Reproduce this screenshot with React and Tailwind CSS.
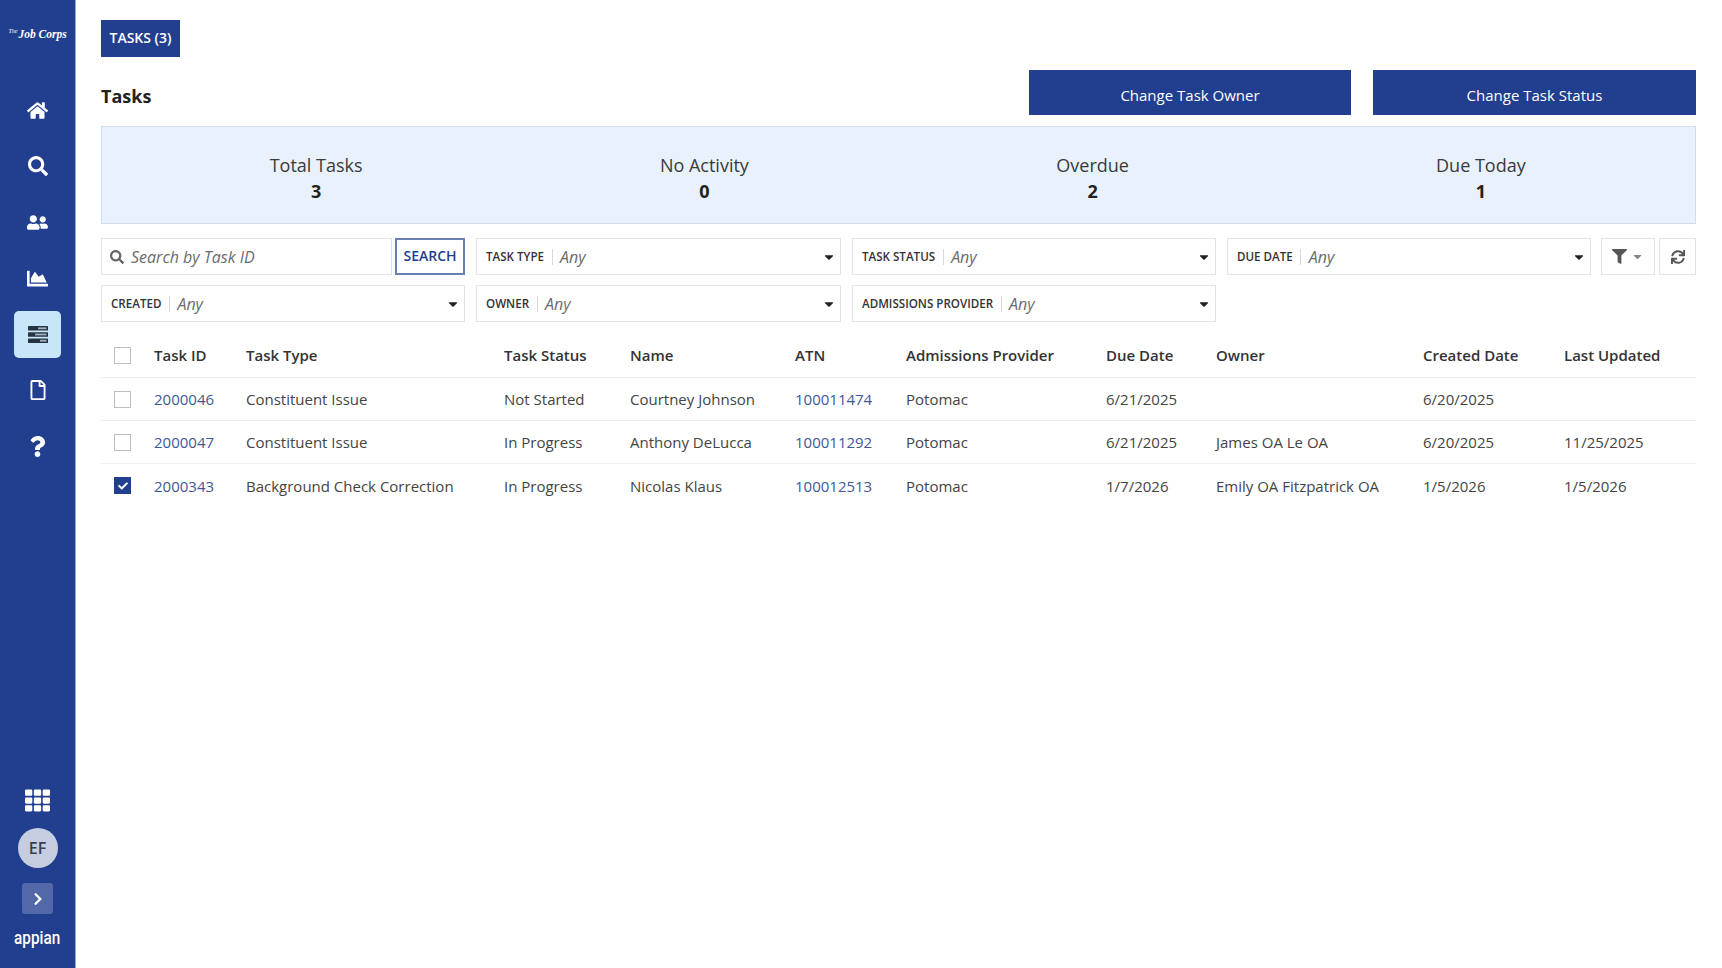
import { FaHome, FaSearch, FaUserFriends, FaChartArea, FaRegFile, FaQuestion, FaTh, FaFilter, FaSync, FaChevronRight, FaCheck, FaCaretDown } from 'react-icons/fa';

const stats = [
  ['Total Tasks', '3'],
  ['No Activity', '0'],
  ['Overdue', '2'],
  ['Due Today', '1'],
];

const rows = [
  { id: '2000046', type: 'Constituent Issue', status: 'Not Started', name: 'Courtney Johnson', atn: '100011474', provider: 'Potomac', due: '6/21/2025', owner: '', created: '6/20/2025', updated: '', checked: false },
  { id: '2000047', type: 'Constituent Issue', status: 'In Progress', name: 'Anthony DeLucca', atn: '100011292', provider: 'Potomac', due: '6/21/2025', owner: 'James OA Le OA', created: '6/20/2025', updated: '11/25/2025', checked: false },
  { id: '2000343', type: 'Background Check Correction', status: 'In Progress', name: 'Nicolas Klaus', atn: '100012513', provider: 'Potomac', due: '1/7/2026', owner: 'Emily OA Fitzpatrick OA', created: '1/5/2026', updated: '1/5/2026', checked: true },
];

const gridCols = 'grid grid-cols-[53px_92px_258px_126px_165px_111px_200px_110px_207px_141px_1fr] items-center';

function ServerIcon() {
  return (
    <svg width="20" height="17" viewBox="0 0 20 17">
      <rect x="0" y="0" width="20" height="4.6" rx="0.6" fill="#26323f" />
      <rect x="0" y="6.2" width="20" height="4.6" rx="0.6" fill="#26323f" />
      <rect x="0" y="12.4" width="20" height="4.6" rx="0.6" fill="#26323f" />
      <rect x="10" y="1.4" width="8.5" height="1.8" fill="#9fb2c4" />
      <rect x="7" y="7.6" width="11.5" height="1.8" fill="#9fb2c4" />
      <rect x="12" y="13.8" width="6.5" height="1.8" fill="#9fb2c4" />
    </svg>
  );
}

function Sidebar() {
  const iconClass = 'h-14 w-full flex items-center justify-center text-white text-[19px]';
  return (
    <aside className="w-[76px] h-[968px] shrink-0 bg-[#223e8f] border-r border-[#8fb0e6] flex flex-col items-center">
      <div className="h-[82px] w-full flex items-start justify-center pt-[26px] text-white font-['Liberation_Serif',serif] italic font-bold text-[11.5px] leading-[16px]">
        <span className="text-[6px] font-normal mr-px self-start leading-[10px]">The</span>Job Corps
      </div>
      <div className={iconClass}><FaHome className="text-[21px]" /></div>
      <div className={iconClass}><FaSearch className="text-[20px]" /></div>
      <div className={iconClass}><FaUserFriends className="text-[21px]" /></div>
      <div className={iconClass}><FaChartArea className="text-[21px]" /></div>
      <div className="w-[47px] h-[47px] rounded-[5px] bg-[#c8e6fa] flex items-center justify-center my-[4.5px]"><ServerIcon /></div>
      <div className={iconClass}><FaRegFile className="text-[20px]" /></div>
      <div className={iconClass}><FaQuestion className="text-[21px]" /></div>
      <div className="mt-auto flex flex-col items-center pb-[19px]">
        <FaTh className="text-white text-[25px]" />
        <div className="mt-[15px] w-10 h-10 rounded-full bg-[#c5cde0] text-[#3b3f4a] flex items-center justify-center text-[16px] font-semibold">EF</div>
        <div className="mt-[15px] w-[31px] h-[31px] rounded-[3px] bg-[#5268a8] flex items-center justify-center text-white"><FaChevronRight className="text-[14px]" /></div>
        <div className="mt-[13px] text-white font-['Roboto',sans-serif] font-medium text-[18px] leading-[22px] scale-x-85">appian</div>
      </div>
    </aside>
  );
}

function FilterBox({ label, className }) {
  return (
    <div className={'h-[37px] bg-white border border-[#e4e4e4] flex items-center pl-[9px] pr-[4px] ' + className}>
      <span className="text-[11.6px] font-semibold uppercase text-[#333] leading-none">{label}</span>
      <span className="w-px h-[16px] bg-[#d8d8d8] mx-[7.5px]" />
      <span className="italic text-[16px] text-[#6b6b6b]">Any</span>
      <FaCaretDown className="ml-auto text-[14px] text-[#222]" />
    </div>
  );
}

function Checkbox({ checked }) {
  if (checked) {
    return (
      <div className="w-[17px] h-[17px] bg-[#223e8f] flex items-center justify-center text-white ml-[13px]">
        <FaCheck className="text-[10px]" />
      </div>
    );
  }
  return <div className="w-[17px] h-[17px] bg-white border border-[#bdbdbd] ml-[13px]" />;
}

export default function App() {
  return (
    <div className="flex w-[1722px] h-[968px] overflow-hidden bg-white font-['Open_Sans',sans-serif] text-[#333]">
      <Sidebar />
      <main className="w-[1646px] pl-[25px] pr-[26px] pt-[20px]">
        <div className="h-[37px] w-[79px] bg-[#223e8f] text-white text-[14px] font-semibold flex items-center justify-center pb-[2px]">TASKS (3)</div>

        <div className="flex items-center justify-between mt-[13px] h-[45px]">
          <h1 className="text-[18px] font-bold text-[#222] pt-[7px]">Tasks</h1>
          <div className="flex gap-[22px]">
            <button className="w-[322px] h-[45px] bg-[#223e8f] text-white text-[15px] pt-[6px]">Change Task Owner</button>
            <button className="w-[323px] h-[45px] bg-[#223e8f] text-white text-[15px] pt-[6px]">Change Task Status</button>
          </div>
        </div>

        <div className="mt-[11px] h-[98px] bg-[#e9f2fc] border border-[#d3dde8] px-[20px] pt-[6px] grid grid-cols-4 items-center">
          {stats.map(([label, value]) => (
            <div key={label} className="text-center text-[18px] leading-[26px]">
              <div className="text-[#3a3a3a]">{label}</div>
              <div className="font-bold text-[#222]">{value}</div>
            </div>
          ))}
        </div>

        <div className="mt-[14px] flex">
          <div className="w-[291px] h-[37px] bg-white border border-[#e4e4e4] flex items-center pl-[8px] gap-[7px]">
            <FaSearch className="text-[14px] text-[#666]" />
            <span className="italic text-[16px] text-[#6b6b6b]">Search by Task ID</span>
          </div>
          <button className="ml-[3px] w-[70px] h-[37px] border-2 border-[#6a7fb2] text-[#223e8f] text-[14px] font-semibold pb-[2px]">SEARCH</button>
          <FilterBox label="Task Type" className="ml-[11px] w-[365px]" />
          <FilterBox label="Task Status" className="ml-[11px] w-[364px]" />
          <FilterBox label="Due Date" className="ml-[11px] w-[364px]" />
          <div className="ml-[10px] w-[54px] h-[37px] border border-[#e4e4e4] flex items-center justify-center gap-[4px] text-[#555]">
            <FaFilter className="text-[15px]" />
            <FaCaretDown className="text-[13px] text-[#888]" />
          </div>
          <div className="ml-[4px] w-[37px] h-[37px] border border-[#e4e4e4] flex items-center justify-center text-[#555]">
            <FaSync className="text-[14px]" />
          </div>
        </div>

        <div className="mt-[10px] flex gap-[11px]">
          <FilterBox label="Created" className="w-[364px]" />
          <FilterBox label="Owner" className="w-[365px]" />
          <FilterBox label="Admissions Provider" className="w-[364px]" />
        </div>

        <div className={gridCols + ' mt-[11px] h-[45px] border-b border-[#eeeeee] text-[15px] font-semibold text-[#333]'}>
          <Checkbox />
          <div>Task ID</div>
          <div>Task Type</div>
          <div>Task Status</div>
          <div>Name</div>
          <div>ATN</div>
          <div>Admissions Provider</div>
          <div>Due Date</div>
          <div>Owner</div>
          <div>Created Date</div>
          <div>Last Updated</div>
        </div>

        {rows.map((row) => (
          <div key={row.id} className={gridCols + ' h-[43.2px] border-b border-[#eeeeee] last:border-b-0 text-[15px] text-[#444]'}>
            <Checkbox checked={row.checked} />
            <a className="text-[#3f5895]">{row.id}</a>
            <div>{row.type}</div>
            <div>{row.status}</div>
            <div>{row.name}</div>
            <a className="text-[#3f5895]">{row.atn}</a>
            <div>{row.provider}</div>
            <div>{row.due}</div>
            <div>{row.owner}</div>
            <div>{row.created}</div>
            <div>{row.updated}</div>
          </div>
        ))}
      </main>
    </div>
  );
}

Aim of the exercise: From the first line above through the line containing "FaChevronRight, FaCheck, FaCaretDown", copy everything exactly, without the pictures.

Answer to this problem:
Reproduce this screenshot with React and Tailwind CSS.
import { FaHome, FaSearch, FaUserFriends, FaChartArea, FaRegFile, FaQuestion, FaTh, FaFilter, FaSync, FaChevronRight, FaCheck, FaCaretDown } from 'react-icons/fa';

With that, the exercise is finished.